専門家によると、さまざまな専門知識を持つメンバーがいるチームでは、革新的なアイデアが生まれやすいそうです。エンジニアは技術的な制約や機会を早い段階で見つけられます。また、デザイナーは意思決定を行う際に、ユーザーエクスペリエンスを中心に考えるよう喚起してくれます。早期にコラボレーションすることで、下流工程での摩擦が減り、解決すべき問題にチームが注力でき、納期が早まります。

プロによるアドバイス:リアルタイムの可視性を備えた単一のエンドツーエンドのソフトウェア開発プラットフォームを使用すれば、効果的にコラボレーションし、最初から整合性が確保され、他部門と連携が取れた状態で意思決定を行うことができます。

顧客からのフィードバックを中心に計画を立てる

顧客の声に耳を傾けなければ、仮定に基づいて計画を立てるということになります。定期的に顧客と関わっているプロダクトオーナーは、本当に重要なことをもっとも把握している立場にいるため、計画における決定事項が実際のユーザーニーズに基づいているかどうかを確認できます。

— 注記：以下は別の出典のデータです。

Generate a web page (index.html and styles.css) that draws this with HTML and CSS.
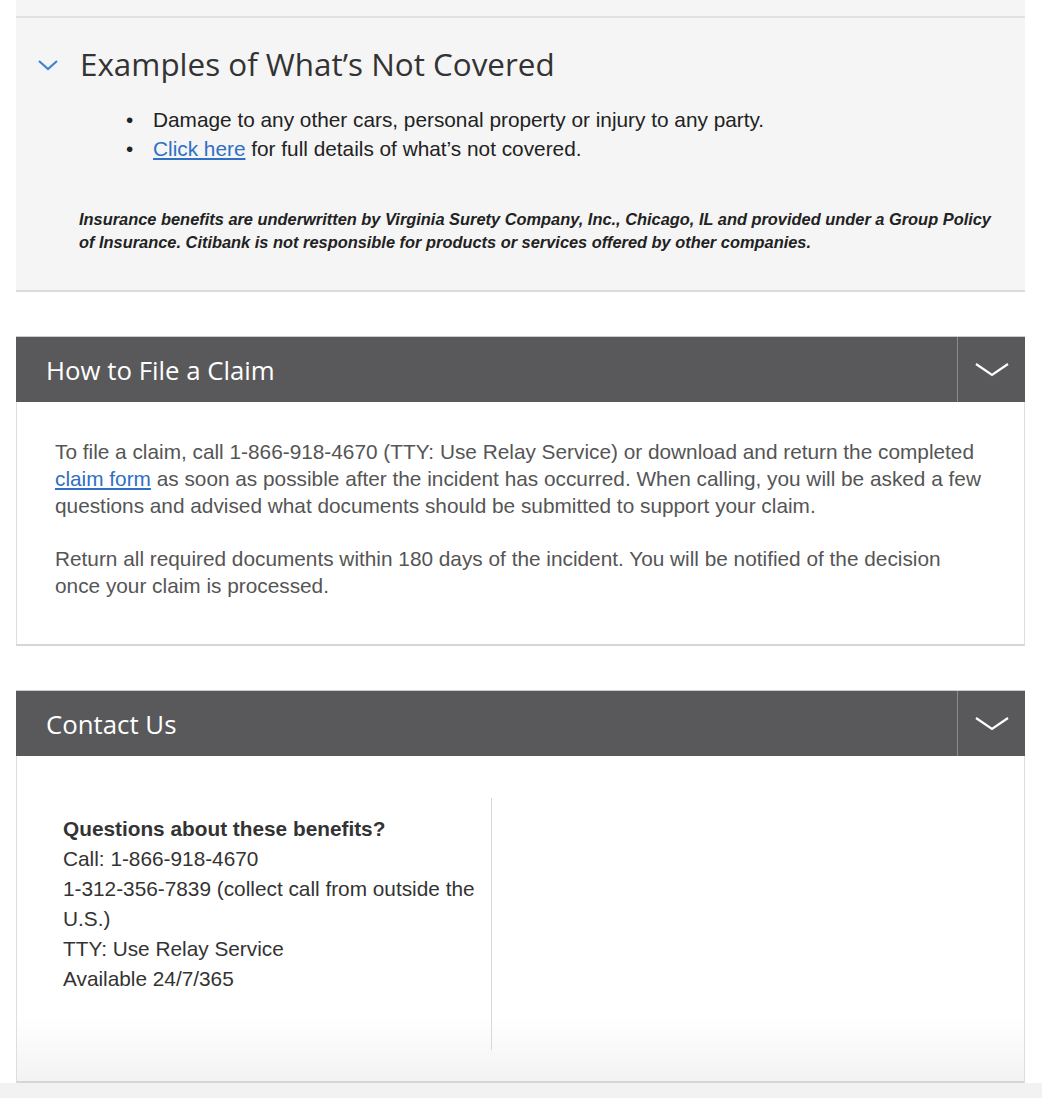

ここで活用できるのが、もう1つの重要な計画手法である_デュアルトラックアジャイル_です。この手法では、製品開発を並行した2つのトラックに分割します。

  • ディスカバリー:インサイトを収集してアイデアを検証し、可能性のあるソリューションを模索する
  • デリバリー:検証済みのソリューションを構築し、出荷する

デュアルトラックアジャイルを採り入れると、チームはプロセスを止めたり遅らせたりすることなく、ユーザーや顧客からのインサイトを収集することに注力できます。たとえば、あるチームが顧客にインタビューしてアイデアをもとにプロトタイプを構築している間に、別のチームが検証済みのニーズに基づいて機能の開発に取り組めます。これにより、チームは常に適切な問題に取り組みつつ、安定したケイデンスでデリバリーできます。

プロによるアドバイスワークストリーム全体でのシームレスなコラボレーション、優先順位付け、インサイトの共有をサポートするツールを使用すれば、顧客からのフィードバックをもとにあらゆる意思決定を行い、ユーザーニーズとビジネス目標に沿って作業を進められます。

適切なメトリクスを使用して成功を測定する

メトリクスは単なる数値ではなく、四半期ごとの目標が会社の戦略的目標とどれだけ緊密に合致しているかを把握するためのものです。

開発チームにとって、_DORAメトリクス_を使用することで、効率性と信頼性に関する強力なインサイトを得られます。チームはボトルネックを特定してワークフローを改善し、予定していたスケジュールどおりに納品できます。これらの運用メトリクスを顧客満足度や機能のアドプションなどのビジネスメトリクスと組み合わせれば、日々の作業内容と長期的な成功を関連付けられます。信頼性の高い測定方法を採用することで、四半期中に軌道修正しやすくなり、レトロスペクティブプロセスを行う際の判断材料となります。何がうまくいき、何がうまくいかなかったのかを振り返ることで、四半期計画のアプローチを継続的に改善し、戦略的な目標に注力し続けられます。

プロによるアドバイス:DORAメトリクスやその他のバリューストリーム分析を包括的なインサイトダッシュボードに表示すれば、カスタマイズ可能なデータドリブンのビューで、アイデアを実現するためにかかる時間を簡単に追跡できます。

まとめ:最適な四半期計画を立てよう

四半期計画は、単にタスクの整理や期限の順守をするためのものではありません。チームの取り組みを会社のもっとも戦略的な目標と合致させるためのものです。

目標を全体的なビジョンに結び付け、顧客から得たインサイトを採り入れ、コラボレーションの文化を育むことで、四半期ごとの目標を達成できるようになり、長期的な成長と成功が促進されます。

Frequently asked questions

主要なポイント
  • 組織の目標を達成するためには、戦略的な四半期計画を立てることが不可欠です。これにより、リソースを調整し、大きな影響を及ぼす仕事にチームを集中させ、長期的な目標に向けて有意義な進展を促進できます。
  • 四半期計画を成功させるには、目標を会社のビジョンと一致させること、多様なインサイトを採り入れること、大規模なプロジェクトを小さな単位に分割することに加え、実施内容を長期的な成功メトリクスに継続的に結び付ける必要があります。
  • 効果的に計画を立てるには、目標と整合性を取るための方針管理フレームワークの採用、漸進的なプランニングの奨励、早期段階でのチームの関与により得られる効果の活用、顧客からのフィードバックの重視、適切なメトリクスによる成功の測定を行うことが必要です。